Rep. Allen B. West, the acerbic Florida Republican who emerged two years ago as a leading face of the national tea party movement, is rarely short of words. And as the freshman amps up his re-election bid, neither is he short of money.
Despite holding office less than 18 months, Mr. West has built one of the most powerful fundraising machines in national politics, as his campaign has raised $7.6 million through the first quarter of this year - more than any rank-and-file House member.
Mr. West’s campaign war chest ranks only behind Rep. Michele Bachmann’s $12.8 million and Speaker John A. Boehner’s $14.7 million through April, the latest available campaign-finance numbers from the Federal Election Commission.

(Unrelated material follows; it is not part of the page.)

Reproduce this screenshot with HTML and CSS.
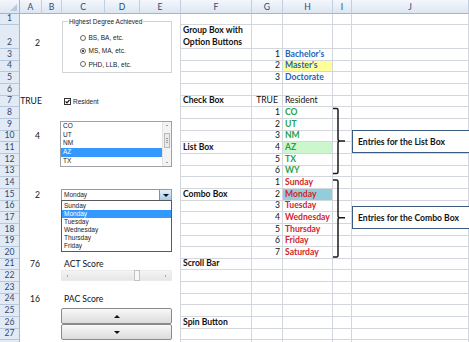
FILE: index.html
```html
<!DOCTYPE html>
<html lang="en">
<head>
    <meta charset="UTF-8">
    <title>Form Controls</title>
    <link rel="stylesheet" href="styles.css">
</head>
<body>
<div class="sheet">
    <div class="grid">
        <div class="row hdr"><div class="corner"></div><div>A</div><div>B</div><div>C</div><div>D</div><div>E</div><div>F</div><div>G</div><div>H</div><div>I</div><div>J</div></div>
        <div class="row"><div class="rh">1</div><div></div><div></div><div></div><div></div><div></div><div></div><div></div><div></div><div></div><div></div></div>
        <div class="row"><div class="rh">2</div><div class="n">2</div><div></div><div></div><div></div><div></div><div class="b wrap">Group Box with Option Buttons</div><div></div><div></div><div></div><div></div></div>
        <div class="row"><div class="rh">3</div><div></div><div></div><div></div><div></div><div></div><div></div><div class="n">1</div><div class="b blue">Bachelor's</div><div></div><div></div></div>
        <div class="row"><div class="rh">4</div><div></div><div></div><div></div><div></div><div></div><div></div><div class="n">2</div><div class="b blue yellow">Master's</div><div></div><div></div></div>
        <div class="row"><div class="rh">5</div><div></div><div></div><div></div><div></div><div></div><div></div><div class="n">3</div><div class="b blue">Doctorate</div><div></div><div></div></div>
        <div class="row"><div class="rh">6</div><div></div><div></div><div></div><div></div><div></div><div></div><div></div><div></div><div></div><div></div></div>
        <div class="row"><div class="rh">7</div><div class="c">TRUE</div><div></div><div></div><div></div><div></div><div class="b">Check Box</div><div class="c">TRUE</div><div>Resident</div><div></div><div></div></div>
        <div class="row"><div class="rh">8</div><div></div><div></div><div></div><div></div><div></div><div></div><div class="n">1</div><div class="b green">CO</div><div></div><div></div></div>
        <div class="row"><div class="rh">9</div><div></div><div></div><div></div><div></div><div></div><div></div><div class="n">2</div><div class="b green">UT</div><div></div><div></div></div>
        <div class="row"><div class="rh">10</div><div class="n">4</div><div></div><div></div><div></div><div></div><div></div><div class="n">3</div><div class="b green">NM</div><div></div><div></div></div>
        <div class="row"><div class="rh">11</div><div></div><div></div><div></div><div></div><div></div><div class="b">List Box</div><div class="n">4</div><div class="b green mint">AZ</div><div></div><div></div></div>
        <div class="row"><div class="rh">12</div><div></div><div></div><div></div><div></div><div></div><div></div><div class="n">5</div><div class="b green">TX</div><div></div><div></div></div>
        <div class="row"><div class="rh">13</div><div></div><div></div><div></div><div></div><div></div><div></div><div class="n">6</div><div class="b green">WY</div><div></div><div></div></div>
        <div class="row"><div class="rh">14</div><div></div><div></div><div></div><div></div><div></div><div></div><div class="n">1</div><div class="b red">Sunday</div><div></div><div></div></div>
        <div class="row"><div class="rh">15</div><div class="n">2</div><div></div><div></div><div></div><div></div><div class="b">Combo Box</div><div class="n">2</div><div class="b red teal">Monday</div><div></div><div></div></div>
        <div class="row"><div class="rh">16</div><div></div><div></div><div></div><div></div><div></div><div></div><div class="n">3</div><div class="b red">Tuesday</div><div></div><div></div></div>
        <div class="row"><div class="rh">17</div><div></div><div></div><div></div><div></div><div></div><div></div><div class="n">4</div><div class="b red">Wednesday</div><div></div><div></div></div>
        <div class="row"><div class="rh">18</div><div></div><div></div><div></div><div></div><div></div><div></div><div class="n">5</div><div class="b red">Thursday</div><div></div><div></div></div>
        <div class="row"><div class="rh">19</div><div></div><div></div><div></div><div></div><div></div><div></div><div class="n">6</div><div class="b red">Friday</div><div></div><div></div></div>
        <div class="row"><div class="rh">20</div><div></div><div></div><div></div><div></div><div></div><div></div><div class="n">7</div><div class="b red">Saturday</div><div></div><div></div></div>
        <div class="row"><div class="rh">21</div><div class="n">76</div><div></div><div>ACT Score</div><div></div><div></div><div class="b">Scroll Bar</div><div></div><div></div><div></div><div></div></div>
        <div class="row"><div class="rh">22</div><div></div><div></div><div></div><div></div><div></div><div></div><div></div><div></div><div></div><div></div></div>
        <div class="row"><div class="rh">23</div><div></div><div></div><div></div><div></div><div></div><div></div><div></div><div></div><div></div><div></div></div>
        <div class="row"><div class="rh">24</div><div class="n">16</div><div></div><div>PAC Score</div><div></div><div></div><div></div><div></div><div></div><div></div><div></div></div>
        <div class="row"><div class="rh">25</div><div></div><div></div><div></div><div></div><div></div><div></div><div></div><div></div><div></div><div></div></div>
        <div class="row"><div class="rh">26</div><div></div><div></div><div></div><div></div><div></div><div class="b">Spin Button</div><div></div><div></div><div></div><div></div></div>
        <div class="row"><div class="rh">27</div><div></div><div></div><div></div><div></div><div></div><div></div><div></div><div></div><div></div><div></div></div>
        <div class="row"><div class="rh"></div><div></div><div></div><div></div><div></div><div></div><div></div><div></div><div></div><div></div><div></div></div>
    </div>

    <!-- form controls floating over the sheet -->
    <div class="group">
        <span class="legend">Highest Degree Achieved</span>
        <div class="opts">
            <div class="opt"><span class="radio"></span>BS, BA, etc.</div>
            <div class="opt"><span class="radio on"></span>MS, MA, etc.</div>
            <div class="opt"><span class="radio"></span>PHD, LLB, etc.</div>
        </div>
    </div>

    <div class="check">
        <span class="box">
            <svg width="5" height="5" viewBox="0 0 5 5"><path d="M0.6 2.4 L2 3.9 L4.5 0.8" fill="none" stroke="#111" stroke-width="1.1"/></svg>
        </span>
        Resident
    </div>

    <div class="listbox">
        <div class="items">
            <div class="item">CO</div>
            <div class="item">UT</div>
            <div class="item">NM</div>
            <div class="item sel">AZ</div>
            <div class="item">TX</div>
        </div>
        <div class="vscroll">
            <span class="arr up"></span>
            <span class="vthumb"><i></i><i></i><i></i></span>
            <span class="arr down"></span>
        </div>
    </div>

    <div class="combo">
        <span class="value">Monday</span>
        <span class="drop"><span class="arr down dark"></span></span>
    </div>
    <div class="dropdown">
        <div class="item">Sunday</div>
        <div class="item sel">Monday</div>
        <div class="item">Tuesday</div>
        <div class="item">Wednesday</div>
        <div class="item">Thursday</div>
        <div class="item">Friday</div>
    </div>

    <div class="hscroll">
        <span class="arr left"></span>
        <span class="hthumb"></span>
        <span class="arr right"></span>
    </div>

    <div class="spin">
        <div><span class="arr up big"></span></div>
        <div><span class="arr down big"></span></div>
    </div>

    <svg class="braces" width="20" height="160" viewBox="0 0 20 160">
        <path d="M3 4.5 H6.5 Q8 4.5 8 6 V35 Q8 37 10 37 H15 M10 37 Q8 37 8 39 V68 Q8 69.5 6.5 69.5 H3" fill="none" stroke="#1b1b1b" stroke-width="1.5"/>
        <path d="M3 76 H6.5 Q8 76 8 77.5 V111.7 Q8 113.7 10 113.7 H15 M10 113.7 Q8 113.7 8 115.7 V151.5 Q8 153 6.5 153 H3" fill="none" stroke="#1b1b1b" stroke-width="1.5"/>
    </svg>

    <div class="note note-list">Entries for the List Box</div>
    <div class="note note-combo">Entries for the Combo Box</div>
</div>
</body>
</html>
```

FILE: styles.css
```css
body {
    margin: 0;
    background-color: #fff;
    font-family: Lato, "Liberation Sans", sans-serif;
    overflow: hidden;
}

.sheet {
    position: relative;
    width: 469px;
    height: 342px;
    overflow: hidden;
}

/* Grade da planilha */
.grid {
    display: grid;
    grid-template-columns: 20px 22px 20px 43px 35px 41px 71px 31px 50px 19px 117px;
    grid-template-rows: 14px 11px 24px repeat(25, 11.67px) 12px;
    font-size: 8.6px;
    color: #111;
}

.row {
    display: contents;
}

.row > div {
    box-sizing: border-box;
    display: flex;
    align-items: flex-end;
    padding: 0 2px 1px;
    line-height: 10px;
    white-space: nowrap;
    min-width: 0;
}

.row > div:nth-child(n+7) {
    border-right: 1px solid #d3d7dd;
    border-bottom: 1px solid #d3d7dd;
}

.row > div:nth-child(6) {
    border-right: 1px solid #d3d7dd;
}

.row > .rh {
    background-color: #e2eaf6;
    border-right: 1px solid #9eb6ce;
    border-bottom: 1px solid #b7c8dc;
    justify-content: center;
    color: #2f4a70;
    padding: 0 0 1px;
}

.row.hdr > div {
    background: linear-gradient(#f4f7fb, #dce6f2);
    border-right: 1px solid #c0cfe0;
    border-bottom: 1px solid #9eb6ce;
    justify-content: center;
    align-items: center;
    color: #2f4a70;
    padding: 0;
}

.row.hdr > .corner {
    position: relative;
    border-right: 1px solid #9eb6ce;
}

.corner::after {
    content: "";
    position: absolute;
    right: 2px;
    bottom: 2px;
    border-left: 7px solid transparent;
    border-bottom: 7px solid #b9c8da;
}

.n { justify-content: flex-end; }
.c { justify-content: center; }
.b { font-weight: 700; }

.row > .wrap {
    white-space: normal;
    line-height: 11.5px;
    padding-bottom: 0;
}

.blue { color: #1f63b6; }
.green { color: #27a14a; }
.red { color: #d2232b; }

.row > .yellow { background-color: #ffff99; }
.row > .mint { background-color: #ccf7cc; }
.row > .teal { background-color: #92cddc; }

/* Controles de formulario */
.group, .check, .listbox, .combo, .dropdown {
    font-family: "Liberation Sans", Arial, sans-serif;
    font-size: 6.5px;
    color: #1a1a1a;
}

.group {
    position: absolute;
    left: 62px;
    top: 21px;
    width: 110px;
    height: 52px;
    box-sizing: border-box;
    border: 1px solid #cfd4d9;
}

.legend {
    position: absolute;
    left: 5px;
    top: -4px;
    padding: 0 1px;
    background-color: #fff;
}

.opts {
    display: flex;
    flex-direction: column;
    padding: 9px 0 0 17px;
}

.opt {
    display: flex;
    align-items: center;
    gap: 2.5px;
    height: 13.3px;
}

.radio {
    position: relative;
    width: 6px;
    height: 6px;
    box-sizing: border-box;
    border: 1px solid #6a6a6a;
    border-radius: 50%;
    background-color: #fff;
}

.radio.on::after {
    content: "";
    position: absolute;
    left: 1px;
    top: 1px;
    width: 2px;
    height: 2px;
    border-radius: 50%;
    background-color: #111;
}

.check {
    position: absolute;
    left: 64px;
    top: 98px;
    display: flex;
    align-items: center;
    gap: 2px;
}

.box {
    display: flex;
    align-items: center;
    justify-content: center;
    width: 7px;
    height: 7px;
    box-sizing: border-box;
    border: 1px solid #333;
    background-color: #fff;
}

.listbox {
    position: absolute;
    left: 60px;
    top: 121px;
    width: 112px;
    height: 46px;
    box-sizing: border-box;
    border: 1px solid #9ca2a8;
    background-color: #fff;
    display: flex;
    overflow: hidden;
}

.items {
    flex: 1;
}

.item {
    height: 8.7px;
    line-height: 8.7px;
    padding-left: 2px;
}

.item.sel {
    background-color: #3399ff;
    color: #fff;
}

.vscroll {
    position: relative;
    width: 9px;
    background-color: #f3f3f3;
    border-left: 1px solid #e2e2e2;
    display: flex;
    flex-direction: column;
    justify-content: space-between;
    align-items: center;
    padding: 3px 0;
    box-sizing: border-box;
}

.vthumb {
    position: absolute;
    left: 1px;
    top: 11px;
    width: 6px;
    height: 15px;
    box-sizing: border-box;
    border: 1px solid #b8b8b8;
    background-color: #eaeaea;
    display: flex;
    flex-direction: column;
    justify-content: center;
    align-items: center;
    gap: 1px;
}

.vthumb i {
    width: 2px;
    height: 1px;
    background-color: #9a9a9a;
}

/* Setas pequenas */
.arr {
    width: 0;
    height: 0;
}
.arr.up {
    border-left: 1.5px solid transparent;
    border-right: 1.5px solid transparent;
    border-bottom: 1.5px solid #555;
}
.arr.down {
    border-left: 1.5px solid transparent;
    border-right: 1.5px solid transparent;
    border-top: 1.5px solid #555;
}
.arr.left {
    border-top: 1.5px solid transparent;
    border-bottom: 1.5px solid transparent;
    border-right: 1.5px solid #666;
}
.arr.right {
    border-top: 1.5px solid transparent;
    border-bottom: 1.5px solid transparent;
    border-left: 1.5px solid #666;
}
.arr.down.dark {
    border-left-width: 3px;
    border-right-width: 3px;
    border-top: 3px solid #111;
}
.arr.big.up {
    border-left-width: 3.5px;
    border-right-width: 3.5px;
    border-bottom: 3.5px solid #111;
}
.arr.big.down {
    border-left-width: 3.5px;
    border-right-width: 3.5px;
    border-top: 3.5px solid #111;
}

.combo {
    position: absolute;
    left: 61px;
    top: 189px;
    width: 111px;
    height: 12px;
    box-sizing: border-box;
    border: 1px solid #8f9ba8;
    background-color: #fff;
    display: flex;
}

.value {
    flex: 1;
    padding-left: 2px;
    line-height: 10px;
}

.drop {
    width: 11px;
    background: linear-gradient(#e2effc, #a6c9ec);
    border-left: 1px solid #7094bb;
    display: flex;
    align-items: center;
    justify-content: center;
}

.dropdown {
    position: absolute;
    left: 61px;
    top: 200px;
    width: 111px;
    height: 52px;
    box-sizing: border-box;
    border: 1px solid #5a5a5a;
    background-color: #fff;
    padding-top: 0.5px;
}

.dropdown .item {
    height: 8.2px;
    line-height: 8.2px;
}

.hscroll {
    position: absolute;
    left: 61px;
    top: 270px;
    width: 111px;
    height: 11px;
    box-sizing: border-box;
    background: linear-gradient(#f4f4f4, #e6e6e6);
    border: 1px solid #ebebeb;
    display: flex;
    align-items: center;
    justify-content: space-between;
    padding: 0 5px;
}

.hthumb {
    position: absolute;
    left: 72px;
    top: -1px;
    width: 6px;
    height: 11px;
    box-sizing: border-box;
    border: 1px solid #c4c4c4;
    background-color: #f7f7f7;
}

.spin {
    position: absolute;
    left: 61px;
    top: 308px;
    width: 111px;
    display: flex;
    flex-direction: column;
}

.spin div {
    height: 16px;
    box-sizing: border-box;
    border: 1px solid #8a8a8a;
    border-radius: 2px;
    background: linear-gradient(#f8f8f8, #dcdcdc);
    display: flex;
    align-items: center;
    justify-content: center;
}

.braces {
    position: absolute;
    left: 330px;
    top: 104px;
}

/* Caixas de texto */
.note {
    position: absolute;
    left: 352px;
    width: 130px;
    height: 23px;
    box-sizing: border-box;
    border: 1.5px solid #3b5a80;
    background-color: #fff;
    font-weight: 700;
    font-size: 8.6px;
    display: flex;
    align-items: center;
    padding-left: 5px;
    color: #111;
}

.note-list { top: 130px; }
.note-combo { top: 206px; }
```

But Mrs. Bachmann’s failed bid for the 2012 presidential nomination gives the Minnesotan’s House campaign a unique advantage. And Mr. Boehner, as the top House Republican, is more concerned with raising money for his party than with fending off challengers in his Ohio district.
“He is not your average freshman … he has successfully elevated his profile since he came to Washington,” said William A. Galston, a senior fellow and politics scholar with the Brookings Institution, a liberal-leaning Washington think tank. “He’s a populist hero.”
While outside groups such as political action committees and so-called super PACs have flooded money into congressional races this year, the vast majority of Mr. West’s contributions have come from individual donors, as he has received only $47,050 from outside groups, according to OpenSecrets.org, a nonpartisan website that tracks money in politics.
But much of the Florida Republican’s campaign money has come from donors outside the state drawn to his image as an outspoken conservative and fiscal hawk.
“The reason he’s drawing money is people want him to stay in the Congress - they see his value,” said Pam Wohlschlegel, co-founder of the Palm Beach County Tea Party and Florida coordinator for the national group, the Tea Party Patriots.
Democrats “are afraid of him, and they have a right to be afraid of him, because he’s strong, and he’s going to get stronger.”
But Mr. West the lawmaker isn’t as ideologically strong as Mr. West the candidate, a situation not lost on some conservative groups and tea party activists who aren’t thrilled with his voting record.
The influential fiscal conservative advocacy group Club for Growth, on its 2011 congressional voting scorecard, gave Mr. West an “anemic” score of 64 percent for voting to raise the debt ceiling and for “repeatedly” voting against spending cuts.
And the conservative Heritage Action for America’s legislative scorecard, which is updated regularly, pegs the Floridian with an overall legislative grade of 70 percent - just slightly above the House Republican average of 66 percent.
Erin Kanoy Siefring, Heritage Action’s director of House relations, called Mr. West a “true patriot” with a sincere desire to uphold limited government values. But she said it’s a challenge for conservatives from districts with significant Democratic populations, like Mr. West, to balance their convictions with the wishes of their constituents.
“That’s very hard to do, because you’re a contradiction in and of yourself, and I think that’s a struggle that Congressman West has been trying to tackle,” she said.
But if Mr. West honestly explains his votes to his constituents, and they still re-elect him, then he is “doing the right thing, no matter what anybody scores them.”
A West victory in November is far from a guarantee. He first must fend off a well-known primary opponent in Martin County Sheriff Bob Crowder, who has raised less than $27,000 through April.
And Democratic front-runner Patrick Murphy has raised about $1.8 million - a huge amount for an upstart challenge this early in the race.
Redistricting also will pose a re-election challenge for Mr. West. The GOP-controlled state Legislature redrew his district to include more Democrats, which led him to relocate and run for re-election in a different nearby district with fewer Democratic voters.
The new map caused many - including Mr. West - to wonder if the Florida Republican establishment was trying to squeeze him out.
Kevin Wagner, a political science professor at Florida Atlantic University, said Mr. West’s “pragmatic” voting tendencies likely will help, not hurt, his re-election odds in a district not winnable by a pure tea-party candidate.
“You have to appeal to other kinds of voters here, and I think he’s capable of doing it,” Mr. Wagner said.